Doctors from Oxford University and the Oxford Fertility Centre said the difficulty in such a young patient is that the immature egg cells are extremely small.
Tim Child, medical director of the Oxford Fertility Unit, which carried out the operation, said: "We use a laparoscopy to remove part of an ovary but before it's frozen we examine the tissue to find the most mature of the immature eggs, using a microscope to see if there are fluid-filled sacs or follicles which contain them.
"The bit of tissue has thousands of immature eggs but we can't see them because they are so small - what we are doing is looking for the ones which are slightly less immature.
"We then put them in a culture in an incubator and incubate them overnight."
The culture contains hormones and growth factors that encourage the cell to mature.
He said: "I think this is great on two fronts. Cancer treatment can be very successful but the drugs can completely damage the ovaries.
"This gives hope to young girls who could otherwise be sterilised by chemotherapy or radiotherapy. It's giving them the hope of one day having children.
"It's extremely exciting because it's two simultaneous approaches showing effect.

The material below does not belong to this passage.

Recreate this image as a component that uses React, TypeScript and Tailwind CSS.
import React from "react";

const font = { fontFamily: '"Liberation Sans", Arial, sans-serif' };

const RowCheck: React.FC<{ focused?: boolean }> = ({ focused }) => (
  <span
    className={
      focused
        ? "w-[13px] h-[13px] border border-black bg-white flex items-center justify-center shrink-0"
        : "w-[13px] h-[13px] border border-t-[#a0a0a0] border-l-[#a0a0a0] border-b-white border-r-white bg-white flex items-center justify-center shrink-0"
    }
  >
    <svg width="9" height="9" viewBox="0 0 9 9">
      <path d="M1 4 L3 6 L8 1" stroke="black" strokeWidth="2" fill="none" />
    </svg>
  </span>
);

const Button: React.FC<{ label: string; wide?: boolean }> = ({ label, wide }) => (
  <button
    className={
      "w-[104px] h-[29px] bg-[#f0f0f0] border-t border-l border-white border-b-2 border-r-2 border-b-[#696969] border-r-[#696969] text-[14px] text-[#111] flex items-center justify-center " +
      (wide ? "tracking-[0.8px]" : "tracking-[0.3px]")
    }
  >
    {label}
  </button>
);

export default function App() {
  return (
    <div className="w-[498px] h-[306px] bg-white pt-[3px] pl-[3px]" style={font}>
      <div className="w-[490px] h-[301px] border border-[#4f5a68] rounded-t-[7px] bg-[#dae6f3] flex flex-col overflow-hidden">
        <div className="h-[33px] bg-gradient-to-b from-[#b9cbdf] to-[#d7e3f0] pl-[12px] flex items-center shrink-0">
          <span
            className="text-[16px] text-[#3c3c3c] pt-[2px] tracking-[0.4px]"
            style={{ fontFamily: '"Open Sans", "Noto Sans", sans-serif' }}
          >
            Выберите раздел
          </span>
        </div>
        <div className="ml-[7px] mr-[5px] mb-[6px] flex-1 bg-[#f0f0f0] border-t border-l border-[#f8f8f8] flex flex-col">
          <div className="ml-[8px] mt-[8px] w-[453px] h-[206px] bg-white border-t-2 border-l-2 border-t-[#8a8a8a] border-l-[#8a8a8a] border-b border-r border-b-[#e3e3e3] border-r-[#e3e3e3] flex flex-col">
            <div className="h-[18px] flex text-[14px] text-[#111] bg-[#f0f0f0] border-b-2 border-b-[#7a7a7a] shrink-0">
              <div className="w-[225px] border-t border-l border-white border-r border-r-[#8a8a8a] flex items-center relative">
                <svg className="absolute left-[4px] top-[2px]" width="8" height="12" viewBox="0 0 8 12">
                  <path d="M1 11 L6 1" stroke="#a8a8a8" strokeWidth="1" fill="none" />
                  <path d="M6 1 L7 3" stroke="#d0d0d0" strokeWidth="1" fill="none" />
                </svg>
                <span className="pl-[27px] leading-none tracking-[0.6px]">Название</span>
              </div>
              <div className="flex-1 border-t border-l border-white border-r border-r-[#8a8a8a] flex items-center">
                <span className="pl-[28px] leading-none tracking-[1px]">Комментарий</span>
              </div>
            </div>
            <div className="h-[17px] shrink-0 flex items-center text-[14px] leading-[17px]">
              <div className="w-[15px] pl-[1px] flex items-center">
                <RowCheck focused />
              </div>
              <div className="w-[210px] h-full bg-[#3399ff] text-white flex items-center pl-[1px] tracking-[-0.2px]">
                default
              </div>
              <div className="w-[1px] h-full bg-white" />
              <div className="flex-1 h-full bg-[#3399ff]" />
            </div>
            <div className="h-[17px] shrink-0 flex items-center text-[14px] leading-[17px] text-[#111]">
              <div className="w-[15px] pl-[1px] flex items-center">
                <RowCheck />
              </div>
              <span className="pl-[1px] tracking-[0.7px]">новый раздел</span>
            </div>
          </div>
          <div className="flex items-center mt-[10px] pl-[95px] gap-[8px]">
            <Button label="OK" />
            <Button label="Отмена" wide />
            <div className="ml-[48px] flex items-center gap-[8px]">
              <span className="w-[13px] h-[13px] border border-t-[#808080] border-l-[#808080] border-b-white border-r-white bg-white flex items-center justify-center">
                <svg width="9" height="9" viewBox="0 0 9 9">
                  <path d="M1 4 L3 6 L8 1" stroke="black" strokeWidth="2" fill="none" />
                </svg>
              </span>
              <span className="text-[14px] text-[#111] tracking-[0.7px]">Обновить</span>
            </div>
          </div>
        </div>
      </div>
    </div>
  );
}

"What we want is to find a way to retrieve large numbers of immature eggs, the ones that are so small they can't even be seen under the microscope.

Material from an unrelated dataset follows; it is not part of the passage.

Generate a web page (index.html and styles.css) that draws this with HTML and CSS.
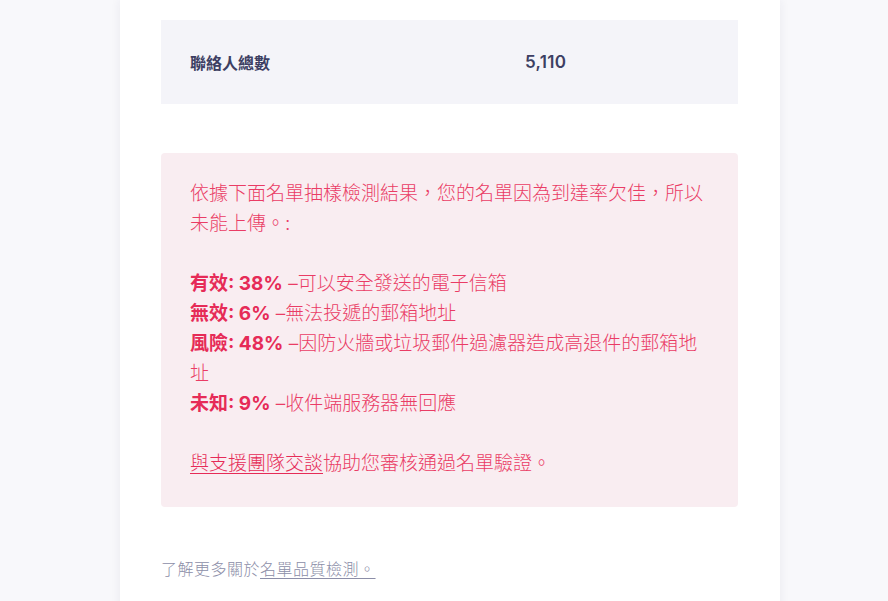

"That would be the holy grail of fertility preservation because the possibilities are limitless."
Mr Child said it was not known whether the eggs would result in pregnancy but he said he was "extremely hopeful".

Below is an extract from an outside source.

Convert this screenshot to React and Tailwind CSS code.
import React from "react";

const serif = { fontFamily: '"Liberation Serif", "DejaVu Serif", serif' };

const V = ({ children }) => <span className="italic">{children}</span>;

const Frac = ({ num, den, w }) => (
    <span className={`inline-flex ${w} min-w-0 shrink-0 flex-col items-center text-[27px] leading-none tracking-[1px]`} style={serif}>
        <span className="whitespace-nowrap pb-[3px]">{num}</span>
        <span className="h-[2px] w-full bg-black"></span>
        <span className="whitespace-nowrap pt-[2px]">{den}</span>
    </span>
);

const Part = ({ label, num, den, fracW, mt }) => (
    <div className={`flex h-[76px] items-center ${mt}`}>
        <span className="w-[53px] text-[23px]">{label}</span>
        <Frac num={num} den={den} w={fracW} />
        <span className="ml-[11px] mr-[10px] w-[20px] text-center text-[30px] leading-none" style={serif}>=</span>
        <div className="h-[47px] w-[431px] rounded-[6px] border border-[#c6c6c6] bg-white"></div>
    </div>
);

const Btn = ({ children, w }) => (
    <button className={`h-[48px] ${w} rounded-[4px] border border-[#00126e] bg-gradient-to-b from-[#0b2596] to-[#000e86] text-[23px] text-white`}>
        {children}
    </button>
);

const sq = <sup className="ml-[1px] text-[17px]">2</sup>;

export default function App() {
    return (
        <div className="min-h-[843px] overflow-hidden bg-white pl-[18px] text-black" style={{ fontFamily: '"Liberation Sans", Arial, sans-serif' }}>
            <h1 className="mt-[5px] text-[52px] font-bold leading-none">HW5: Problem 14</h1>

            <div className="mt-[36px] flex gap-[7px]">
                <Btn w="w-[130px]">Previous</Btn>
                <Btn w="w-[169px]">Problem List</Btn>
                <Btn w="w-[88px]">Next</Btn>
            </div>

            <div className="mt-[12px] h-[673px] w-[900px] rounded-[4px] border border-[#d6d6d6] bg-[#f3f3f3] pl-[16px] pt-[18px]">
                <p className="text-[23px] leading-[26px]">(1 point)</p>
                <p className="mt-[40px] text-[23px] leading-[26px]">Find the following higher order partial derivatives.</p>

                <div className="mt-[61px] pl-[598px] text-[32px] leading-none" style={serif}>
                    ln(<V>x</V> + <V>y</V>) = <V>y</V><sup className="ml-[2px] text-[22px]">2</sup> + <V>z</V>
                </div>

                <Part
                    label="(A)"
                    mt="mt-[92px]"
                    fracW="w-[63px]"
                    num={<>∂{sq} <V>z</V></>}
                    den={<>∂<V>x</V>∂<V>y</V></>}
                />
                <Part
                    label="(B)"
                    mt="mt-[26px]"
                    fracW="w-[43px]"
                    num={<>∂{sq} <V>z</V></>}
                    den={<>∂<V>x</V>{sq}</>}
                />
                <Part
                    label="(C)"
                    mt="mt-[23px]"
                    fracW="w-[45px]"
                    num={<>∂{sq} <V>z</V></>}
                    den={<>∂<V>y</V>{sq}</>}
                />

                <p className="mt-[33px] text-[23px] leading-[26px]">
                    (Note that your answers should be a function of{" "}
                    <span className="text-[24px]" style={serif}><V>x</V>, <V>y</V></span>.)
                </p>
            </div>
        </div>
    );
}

He said: "It could be two or three decades before children given the treatment now want to start a family.
"I am extremely hopeful and excited to think where we could be in 20 or 30 years when these patients want to start a family."
Mr Child will present his research to the European Society for Human Health and Reproduction's conference in Helsinki next week.
Women are born with about two million oocytes, contained in tissue called follicles, but by puberty this number has fallen to around 400,000.
Usually, one follicle releases an oocyte that has matured into an egg during ovulation. Over a woman's reproductive lifetime, just 400 egg cells are released.
Consultant gynaecologist Stuart Lavery, of Hammersmith and Queen Charlotte's Hospital, said: "It is really amazing. What the Oxford team have done is to be able to find and mature eggs.
"It involves laparoscopic surgery, to remove a piece of the ovary. We know this can be done - its been done about 30 times now in adults.
"But the issue is if you remove pieces of ovarian tissue from a pre-pubertal girl there will be no eggs.
"What they did here using in-vitro maturation was to grow the egg in the lab, and then to freeze it.
"It's quite extraordinary but the real success will come when we know if its possible to successfully defrost and implant."
The world's first birth from a frozen ovary tissue took place in 2014.
A 28-year-old in Belgium gave birth after her tissue had been removed when she was 13, shortly before undergoing chemotherapy treatment.